▶ [INSTRUCTIONS TO FOLLOW]: Produce an exact copy of all the data below, dropping every image.

#### AVAILABLE RECORDS ####

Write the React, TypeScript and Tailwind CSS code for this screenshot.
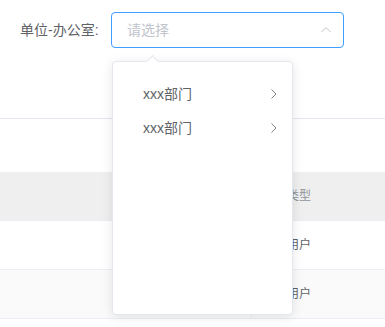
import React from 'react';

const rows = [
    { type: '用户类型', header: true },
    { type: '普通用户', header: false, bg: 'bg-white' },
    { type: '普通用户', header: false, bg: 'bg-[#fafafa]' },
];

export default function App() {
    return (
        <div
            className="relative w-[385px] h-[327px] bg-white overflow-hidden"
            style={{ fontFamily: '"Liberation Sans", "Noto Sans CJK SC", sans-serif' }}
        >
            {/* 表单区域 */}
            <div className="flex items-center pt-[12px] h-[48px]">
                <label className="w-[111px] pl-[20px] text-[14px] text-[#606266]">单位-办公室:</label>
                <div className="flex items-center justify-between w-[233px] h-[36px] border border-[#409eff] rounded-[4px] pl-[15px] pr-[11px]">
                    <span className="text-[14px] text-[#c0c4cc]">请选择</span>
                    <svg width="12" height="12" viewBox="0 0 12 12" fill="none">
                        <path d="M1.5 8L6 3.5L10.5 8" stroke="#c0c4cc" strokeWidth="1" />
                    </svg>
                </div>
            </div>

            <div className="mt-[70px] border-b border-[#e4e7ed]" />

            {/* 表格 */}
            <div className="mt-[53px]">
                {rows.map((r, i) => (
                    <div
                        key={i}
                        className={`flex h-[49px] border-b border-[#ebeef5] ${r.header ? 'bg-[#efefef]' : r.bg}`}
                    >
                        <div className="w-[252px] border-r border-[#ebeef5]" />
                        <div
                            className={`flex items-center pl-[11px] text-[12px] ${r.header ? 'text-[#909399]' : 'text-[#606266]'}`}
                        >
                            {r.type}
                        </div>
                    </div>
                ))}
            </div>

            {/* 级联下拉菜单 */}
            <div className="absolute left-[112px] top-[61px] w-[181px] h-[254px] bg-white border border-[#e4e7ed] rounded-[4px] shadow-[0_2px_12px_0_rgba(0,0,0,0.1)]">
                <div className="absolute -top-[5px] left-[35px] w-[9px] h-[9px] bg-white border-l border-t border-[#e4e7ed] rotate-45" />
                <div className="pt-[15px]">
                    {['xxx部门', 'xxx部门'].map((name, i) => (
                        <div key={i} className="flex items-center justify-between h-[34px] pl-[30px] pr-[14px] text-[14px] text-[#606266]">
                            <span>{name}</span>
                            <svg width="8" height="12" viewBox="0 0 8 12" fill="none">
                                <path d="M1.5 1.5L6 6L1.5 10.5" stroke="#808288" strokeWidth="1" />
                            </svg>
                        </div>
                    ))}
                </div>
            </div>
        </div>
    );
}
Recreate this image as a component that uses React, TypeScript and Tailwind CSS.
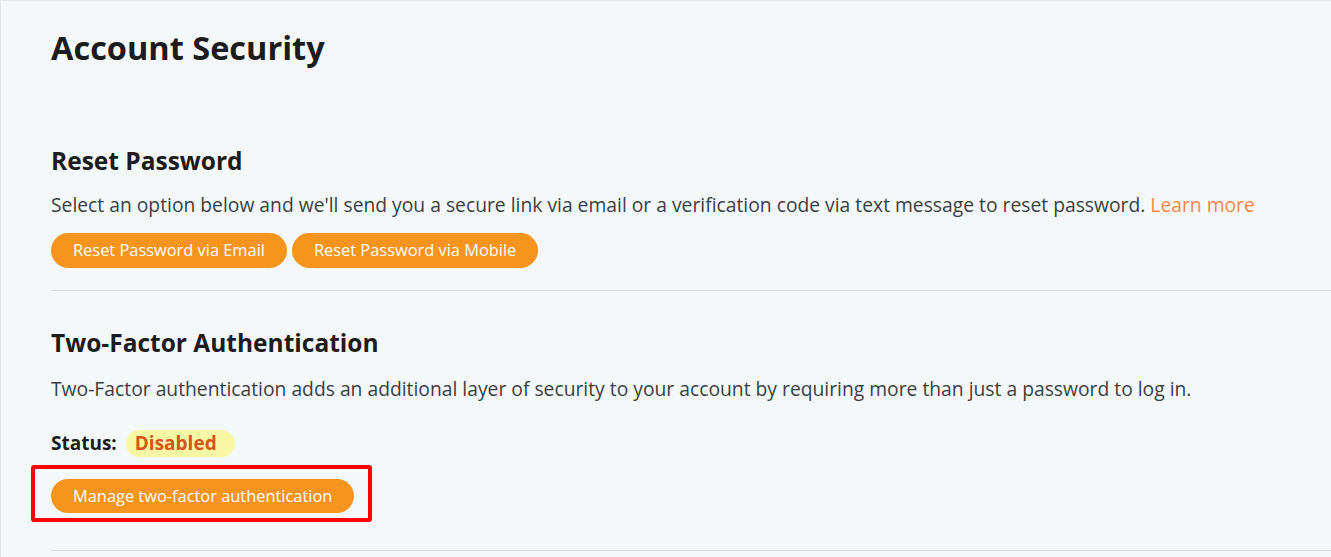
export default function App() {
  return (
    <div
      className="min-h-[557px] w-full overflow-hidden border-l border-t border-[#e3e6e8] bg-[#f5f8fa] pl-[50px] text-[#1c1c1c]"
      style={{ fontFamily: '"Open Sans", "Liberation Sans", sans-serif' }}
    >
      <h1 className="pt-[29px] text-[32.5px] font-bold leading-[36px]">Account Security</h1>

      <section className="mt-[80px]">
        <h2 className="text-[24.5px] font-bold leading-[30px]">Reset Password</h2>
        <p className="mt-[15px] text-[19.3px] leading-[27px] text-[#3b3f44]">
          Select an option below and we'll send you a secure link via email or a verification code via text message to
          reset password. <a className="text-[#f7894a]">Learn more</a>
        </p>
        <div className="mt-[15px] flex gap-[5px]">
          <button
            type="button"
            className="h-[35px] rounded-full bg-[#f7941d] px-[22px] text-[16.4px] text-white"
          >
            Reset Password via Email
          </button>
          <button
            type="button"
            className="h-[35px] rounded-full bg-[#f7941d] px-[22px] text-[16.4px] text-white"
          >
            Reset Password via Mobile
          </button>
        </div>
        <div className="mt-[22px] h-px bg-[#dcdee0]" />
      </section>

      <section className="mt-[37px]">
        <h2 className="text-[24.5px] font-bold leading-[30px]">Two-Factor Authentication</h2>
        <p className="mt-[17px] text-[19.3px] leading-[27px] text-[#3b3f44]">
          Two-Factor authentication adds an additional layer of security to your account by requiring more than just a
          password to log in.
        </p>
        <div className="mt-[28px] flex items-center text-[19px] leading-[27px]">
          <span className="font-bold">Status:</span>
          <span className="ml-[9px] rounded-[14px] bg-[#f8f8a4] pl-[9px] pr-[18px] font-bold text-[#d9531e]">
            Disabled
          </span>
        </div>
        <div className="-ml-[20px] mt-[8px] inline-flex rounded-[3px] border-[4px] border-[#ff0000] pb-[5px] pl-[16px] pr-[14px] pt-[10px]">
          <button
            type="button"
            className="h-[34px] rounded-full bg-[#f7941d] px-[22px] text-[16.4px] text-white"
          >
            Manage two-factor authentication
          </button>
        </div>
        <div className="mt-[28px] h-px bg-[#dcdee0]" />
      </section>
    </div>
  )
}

####

▶ [CORRECT ANSWER]:
Write the React, TypeScript and Tailwind CSS code for this screenshot.
import React from 'react';

const rows = [
    { type: '用户类型', header: true },
    { type: '普通用户', header: false, bg: 'bg-white' },
    { type: '普通用户', header: false, bg: 'bg-[#fafafa]' },
];

export default function App() {
    return (
        <div
            className="relative w-[385px] h-[327px] bg-white overflow-hidden"
            style={{ fontFamily: '"Liberation Sans", "Noto Sans CJK SC", sans-serif' }}
        >
            {/* 表单区域 */}
            <div className="flex items-center pt-[12px] h-[48px]">
                <label className="w-[111px] pl-[20px] text-[14px] text-[#606266]">单位-办公室:</label>
                <div className="flex items-center justify-between w-[233px] h-[36px] border border-[#409eff] rounded-[4px] pl-[15px] pr-[11px]">
                    <span className="text-[14px] text-[#c0c4cc]">请选择</span>
                    <svg width="12" height="12" viewBox="0 0 12 12" fill="none">
                        <path d="M1.5 8L6 3.5L10.5 8" stroke="#c0c4cc" strokeWidth="1" />
                    </svg>
                </div>
            </div>

            <div className="mt-[70px] border-b border-[#e4e7ed]" />

            {/* 表格 */}
            <div className="mt-[53px]">
                {rows.map((r, i) => (
                    <div
                        key={i}
                        className={`flex h-[49px] border-b border-[#ebeef5] ${r.header ? 'bg-[#efefef]' : r.bg}`}
                    >
                        <div className="w-[252px] border-r border-[#ebeef5]" />
                        <div
                            className={`flex items-center pl-[11px] text-[12px] ${r.header ? 'text-[#909399]' : 'text-[#606266]'}`}
                        >
                            {r.type}
                        </div>
                    </div>
                ))}
            </div>

            {/* 级联下拉菜单 */}
            <div className="absolute left-[112px] top-[61px] w-[181px] h-[254px] bg-white border border-[#e4e7ed] rounded-[4px] shadow-[0_2px_12px_0_rgba(0,0,0,0.1)]">
                <div className="absolute -top-[5px] left-[35px] w-[9px] h-[9px] bg-white border-l border-t border-[#e4e7ed] rotate-45" />
                <div className="pt-[15px]">
                    {['xxx部门', 'xxx部门'].map((name, i) => (
                        <div key={i} className="flex items-center justify-between h-[34px] pl-[30px] pr-[14px] text-[14px] text-[#606266]">
                            <span>{name}</span>
                            <svg width="8" height="12" viewBox="0 0 8 12" fill="none">
                                <path d="M1.5 1.5L6 6L1.5 10.5" stroke="#808288" strokeWidth="1" />
                            </svg>
                        </div>
                    ))}
                </div>
            </div>
        </div>
    );
}
Recreate this image as a component that uses React, TypeScript and Tailwind CSS.
export default function App() {
  return (
    <div
      className="min-h-[557px] w-full overflow-hidden border-l border-t border-[#e3e6e8] bg-[#f5f8fa] pl-[50px] text-[#1c1c1c]"
      style={{ fontFamily: '"Open Sans", "Liberation Sans", sans-serif' }}
    >
      <h1 className="pt-[29px] text-[32.5px] font-bold leading-[36px]">Account Security</h1>

      <section className="mt-[80px]">
        <h2 className="text-[24.5px] font-bold leading-[30px]">Reset Password</h2>
        <p className="mt-[15px] text-[19.3px] leading-[27px] text-[#3b3f44]">
          Select an option below and we'll send you a secure link via email or a verification code via text message to
          reset password. <a className="text-[#f7894a]">Learn more</a>
        </p>
        <div className="mt-[15px] flex gap-[5px]">
          <button
            type="button"
            className="h-[35px] rounded-full bg-[#f7941d] px-[22px] text-[16.4px] text-white"
          >
            Reset Password via Email
          </button>
          <button
            type="button"
            className="h-[35px] rounded-full bg-[#f7941d] px-[22px] text-[16.4px] text-white"
          >
            Reset Password via Mobile
          </button>
        </div>
        <div className="mt-[22px] h-px bg-[#dcdee0]" />
      </section>

      <section className="mt-[37px]">
        <h2 className="text-[24.5px] font-bold leading-[30px]">Two-Factor Authentication</h2>
        <p className="mt-[17px] text-[19.3px] leading-[27px] text-[#3b3f44]">
          Two-Factor authentication adds an additional layer of security to your account by requiring more than just a
          password to log in.
        </p>
        <div className="mt-[28px] flex items-center text-[19px] leading-[27px]">
          <span className="font-bold">Status:</span>
          <span className="ml-[9px] rounded-[14px] bg-[#f8f8a4] pl-[9px] pr-[18px] font-bold text-[#d9531e]">
            Disabled
          </span>
        </div>
        <div className="-ml-[20px] mt-[8px] inline-flex rounded-[3px] border-[4px] border-[#ff0000] pb-[5px] pl-[16px] pr-[14px] pt-[10px]">
          <button
            type="button"
            className="h-[34px] rounded-full bg-[#f7941d] px-[22px] text-[16.4px] text-white"
          >
            Manage two-factor authentication
          </button>
        </div>
        <div className="mt-[28px] h-px bg-[#dcdee0]" />
      </section>
    </div>
  )
}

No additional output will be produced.